* Data:
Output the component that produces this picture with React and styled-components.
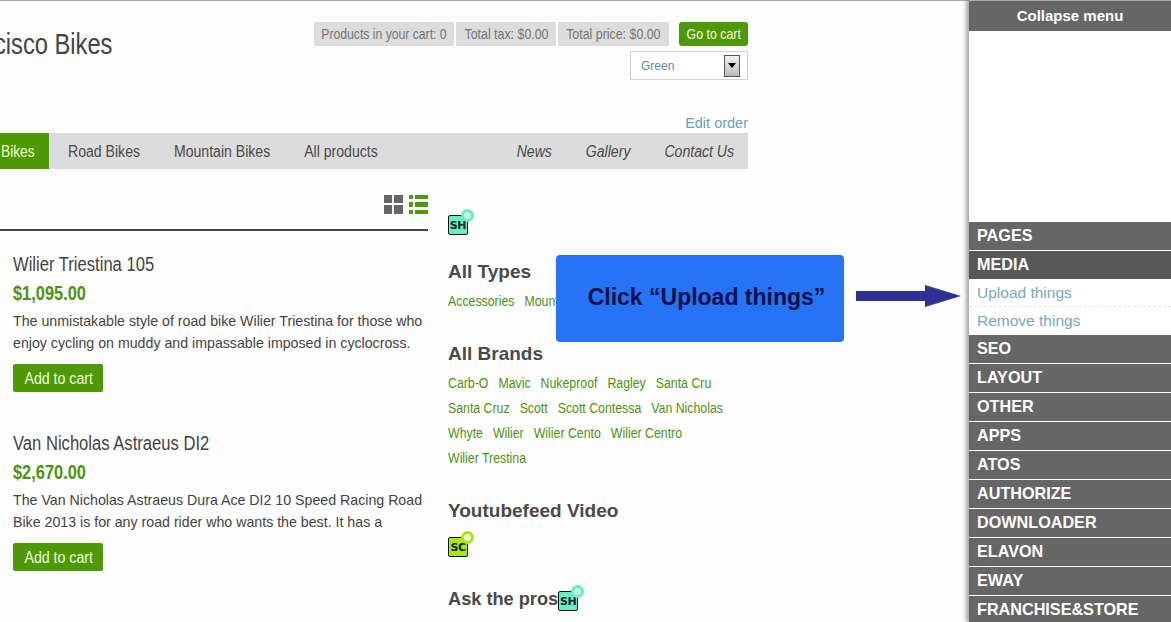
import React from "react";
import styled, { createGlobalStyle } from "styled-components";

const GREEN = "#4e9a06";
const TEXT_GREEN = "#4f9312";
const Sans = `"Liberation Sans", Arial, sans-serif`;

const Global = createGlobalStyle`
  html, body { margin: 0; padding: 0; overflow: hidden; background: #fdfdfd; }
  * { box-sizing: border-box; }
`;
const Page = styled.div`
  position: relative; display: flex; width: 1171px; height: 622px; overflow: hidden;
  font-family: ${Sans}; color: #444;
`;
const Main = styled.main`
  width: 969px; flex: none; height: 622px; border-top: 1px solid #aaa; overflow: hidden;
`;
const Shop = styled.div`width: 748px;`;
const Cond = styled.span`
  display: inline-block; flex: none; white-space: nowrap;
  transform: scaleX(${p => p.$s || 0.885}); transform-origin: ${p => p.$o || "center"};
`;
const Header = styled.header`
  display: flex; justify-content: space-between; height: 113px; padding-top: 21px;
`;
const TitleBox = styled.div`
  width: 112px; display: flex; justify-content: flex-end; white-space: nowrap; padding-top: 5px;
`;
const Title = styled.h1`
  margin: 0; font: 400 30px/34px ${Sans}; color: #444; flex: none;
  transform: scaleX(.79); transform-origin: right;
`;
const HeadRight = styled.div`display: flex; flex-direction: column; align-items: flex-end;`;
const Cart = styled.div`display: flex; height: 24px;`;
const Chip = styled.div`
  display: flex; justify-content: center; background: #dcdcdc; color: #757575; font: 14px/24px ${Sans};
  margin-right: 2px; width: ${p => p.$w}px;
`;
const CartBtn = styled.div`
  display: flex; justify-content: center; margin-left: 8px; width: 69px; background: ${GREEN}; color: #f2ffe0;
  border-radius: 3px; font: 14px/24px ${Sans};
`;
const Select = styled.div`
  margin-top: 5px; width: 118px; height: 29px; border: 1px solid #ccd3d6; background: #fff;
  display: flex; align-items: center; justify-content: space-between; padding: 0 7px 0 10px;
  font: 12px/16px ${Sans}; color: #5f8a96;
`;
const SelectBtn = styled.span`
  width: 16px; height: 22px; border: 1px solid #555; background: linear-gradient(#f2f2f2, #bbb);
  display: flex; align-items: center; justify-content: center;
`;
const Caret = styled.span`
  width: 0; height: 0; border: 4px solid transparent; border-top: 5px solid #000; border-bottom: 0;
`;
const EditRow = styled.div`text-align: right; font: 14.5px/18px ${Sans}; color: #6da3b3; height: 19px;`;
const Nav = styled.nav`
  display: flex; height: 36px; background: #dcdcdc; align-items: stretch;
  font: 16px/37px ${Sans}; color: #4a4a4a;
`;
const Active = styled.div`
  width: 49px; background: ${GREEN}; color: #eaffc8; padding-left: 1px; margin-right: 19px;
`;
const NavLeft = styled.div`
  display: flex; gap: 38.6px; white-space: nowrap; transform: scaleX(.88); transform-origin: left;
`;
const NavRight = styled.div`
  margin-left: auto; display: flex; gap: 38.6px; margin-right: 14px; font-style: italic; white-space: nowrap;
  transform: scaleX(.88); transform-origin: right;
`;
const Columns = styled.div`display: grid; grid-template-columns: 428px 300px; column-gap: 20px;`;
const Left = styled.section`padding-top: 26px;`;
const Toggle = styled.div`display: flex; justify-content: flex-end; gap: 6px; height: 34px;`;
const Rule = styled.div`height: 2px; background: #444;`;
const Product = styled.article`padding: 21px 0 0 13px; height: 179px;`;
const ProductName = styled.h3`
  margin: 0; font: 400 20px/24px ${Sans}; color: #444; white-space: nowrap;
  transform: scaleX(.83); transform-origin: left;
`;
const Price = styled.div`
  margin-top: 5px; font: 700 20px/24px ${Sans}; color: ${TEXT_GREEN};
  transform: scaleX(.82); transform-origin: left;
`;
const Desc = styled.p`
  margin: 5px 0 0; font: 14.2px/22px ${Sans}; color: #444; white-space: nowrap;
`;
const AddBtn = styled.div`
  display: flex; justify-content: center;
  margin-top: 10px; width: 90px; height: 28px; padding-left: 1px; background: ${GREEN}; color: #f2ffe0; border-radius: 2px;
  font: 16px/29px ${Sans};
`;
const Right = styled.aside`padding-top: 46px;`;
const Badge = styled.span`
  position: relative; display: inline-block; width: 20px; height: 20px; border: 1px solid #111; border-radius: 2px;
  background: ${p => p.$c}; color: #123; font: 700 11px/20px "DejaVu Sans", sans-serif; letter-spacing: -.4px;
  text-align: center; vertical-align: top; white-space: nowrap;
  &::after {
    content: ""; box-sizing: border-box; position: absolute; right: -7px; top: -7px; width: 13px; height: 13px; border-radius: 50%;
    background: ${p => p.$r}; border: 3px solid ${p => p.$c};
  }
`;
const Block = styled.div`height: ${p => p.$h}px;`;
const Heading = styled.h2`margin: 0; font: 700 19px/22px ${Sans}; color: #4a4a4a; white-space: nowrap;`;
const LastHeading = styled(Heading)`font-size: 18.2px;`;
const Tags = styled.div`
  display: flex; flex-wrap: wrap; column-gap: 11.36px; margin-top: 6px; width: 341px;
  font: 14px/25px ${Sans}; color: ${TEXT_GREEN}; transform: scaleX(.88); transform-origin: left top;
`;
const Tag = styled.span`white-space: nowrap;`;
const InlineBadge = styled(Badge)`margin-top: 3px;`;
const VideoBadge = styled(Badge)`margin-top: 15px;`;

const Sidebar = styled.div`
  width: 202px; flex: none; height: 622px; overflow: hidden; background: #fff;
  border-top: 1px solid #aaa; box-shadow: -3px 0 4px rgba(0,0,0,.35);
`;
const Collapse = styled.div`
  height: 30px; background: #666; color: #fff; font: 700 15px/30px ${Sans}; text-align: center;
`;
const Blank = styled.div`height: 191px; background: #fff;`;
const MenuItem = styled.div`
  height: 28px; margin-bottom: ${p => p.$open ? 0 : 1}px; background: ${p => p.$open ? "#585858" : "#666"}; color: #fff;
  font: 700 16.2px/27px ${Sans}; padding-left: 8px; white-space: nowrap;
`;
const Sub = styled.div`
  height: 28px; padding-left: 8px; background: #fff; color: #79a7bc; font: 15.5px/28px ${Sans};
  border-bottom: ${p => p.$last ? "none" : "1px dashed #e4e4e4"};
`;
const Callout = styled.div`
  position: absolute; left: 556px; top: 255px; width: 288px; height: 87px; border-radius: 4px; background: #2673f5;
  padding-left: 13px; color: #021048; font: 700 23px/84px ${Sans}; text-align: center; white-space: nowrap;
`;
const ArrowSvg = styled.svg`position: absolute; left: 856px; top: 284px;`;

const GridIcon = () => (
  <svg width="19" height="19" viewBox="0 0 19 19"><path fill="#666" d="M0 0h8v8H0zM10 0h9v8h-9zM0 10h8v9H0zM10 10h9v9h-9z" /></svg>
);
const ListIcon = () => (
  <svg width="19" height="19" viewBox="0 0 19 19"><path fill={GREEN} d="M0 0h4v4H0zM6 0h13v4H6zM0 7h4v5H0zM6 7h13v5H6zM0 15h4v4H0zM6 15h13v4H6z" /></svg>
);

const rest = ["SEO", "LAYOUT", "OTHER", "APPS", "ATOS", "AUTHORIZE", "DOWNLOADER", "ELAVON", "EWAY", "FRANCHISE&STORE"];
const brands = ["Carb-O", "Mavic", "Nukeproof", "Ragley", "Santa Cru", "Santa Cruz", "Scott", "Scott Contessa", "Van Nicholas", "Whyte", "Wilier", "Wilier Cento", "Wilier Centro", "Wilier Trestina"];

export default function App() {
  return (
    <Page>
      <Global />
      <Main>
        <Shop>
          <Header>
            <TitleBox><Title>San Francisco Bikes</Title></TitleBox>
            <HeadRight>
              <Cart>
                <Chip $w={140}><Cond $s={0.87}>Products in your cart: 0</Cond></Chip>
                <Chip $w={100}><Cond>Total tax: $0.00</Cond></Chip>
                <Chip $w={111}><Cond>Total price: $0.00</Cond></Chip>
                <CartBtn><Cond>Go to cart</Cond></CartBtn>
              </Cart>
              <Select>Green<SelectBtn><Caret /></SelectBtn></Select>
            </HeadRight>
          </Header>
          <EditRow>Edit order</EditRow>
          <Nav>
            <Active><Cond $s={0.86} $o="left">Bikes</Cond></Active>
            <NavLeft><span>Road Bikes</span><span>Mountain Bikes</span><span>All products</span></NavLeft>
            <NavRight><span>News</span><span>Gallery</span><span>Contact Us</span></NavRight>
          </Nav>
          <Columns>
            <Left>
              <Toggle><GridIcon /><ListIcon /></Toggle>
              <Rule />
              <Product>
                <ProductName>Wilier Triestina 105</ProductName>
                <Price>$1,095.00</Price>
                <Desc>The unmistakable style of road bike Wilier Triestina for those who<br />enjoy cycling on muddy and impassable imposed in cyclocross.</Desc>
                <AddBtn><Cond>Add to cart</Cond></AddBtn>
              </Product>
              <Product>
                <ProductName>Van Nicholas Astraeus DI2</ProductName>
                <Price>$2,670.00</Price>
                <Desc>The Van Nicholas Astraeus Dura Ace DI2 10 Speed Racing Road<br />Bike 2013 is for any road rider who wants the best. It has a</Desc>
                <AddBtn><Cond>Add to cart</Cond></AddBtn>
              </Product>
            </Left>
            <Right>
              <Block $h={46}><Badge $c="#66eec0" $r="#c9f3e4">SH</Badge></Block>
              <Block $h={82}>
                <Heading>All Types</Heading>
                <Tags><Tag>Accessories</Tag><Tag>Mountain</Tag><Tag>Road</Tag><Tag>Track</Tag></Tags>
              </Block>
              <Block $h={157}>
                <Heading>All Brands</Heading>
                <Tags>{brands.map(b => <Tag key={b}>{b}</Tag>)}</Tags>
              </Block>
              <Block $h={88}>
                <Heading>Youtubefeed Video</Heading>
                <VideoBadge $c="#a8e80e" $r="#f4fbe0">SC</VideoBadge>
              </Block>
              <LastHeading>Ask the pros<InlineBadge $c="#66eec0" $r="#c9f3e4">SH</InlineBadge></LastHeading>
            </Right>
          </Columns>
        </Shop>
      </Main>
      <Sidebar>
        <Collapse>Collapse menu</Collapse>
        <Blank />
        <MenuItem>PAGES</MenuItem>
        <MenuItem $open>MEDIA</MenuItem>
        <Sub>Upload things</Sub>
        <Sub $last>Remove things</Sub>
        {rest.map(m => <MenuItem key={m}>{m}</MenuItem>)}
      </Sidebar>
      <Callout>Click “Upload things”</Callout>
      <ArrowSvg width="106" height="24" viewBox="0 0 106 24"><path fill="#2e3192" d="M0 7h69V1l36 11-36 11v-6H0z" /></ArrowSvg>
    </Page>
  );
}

* Task instructions:
Collect from the data above every line that includes "React".

* Exercise output:
Output the component that produces this picture with React and styled-components.
import React from "react";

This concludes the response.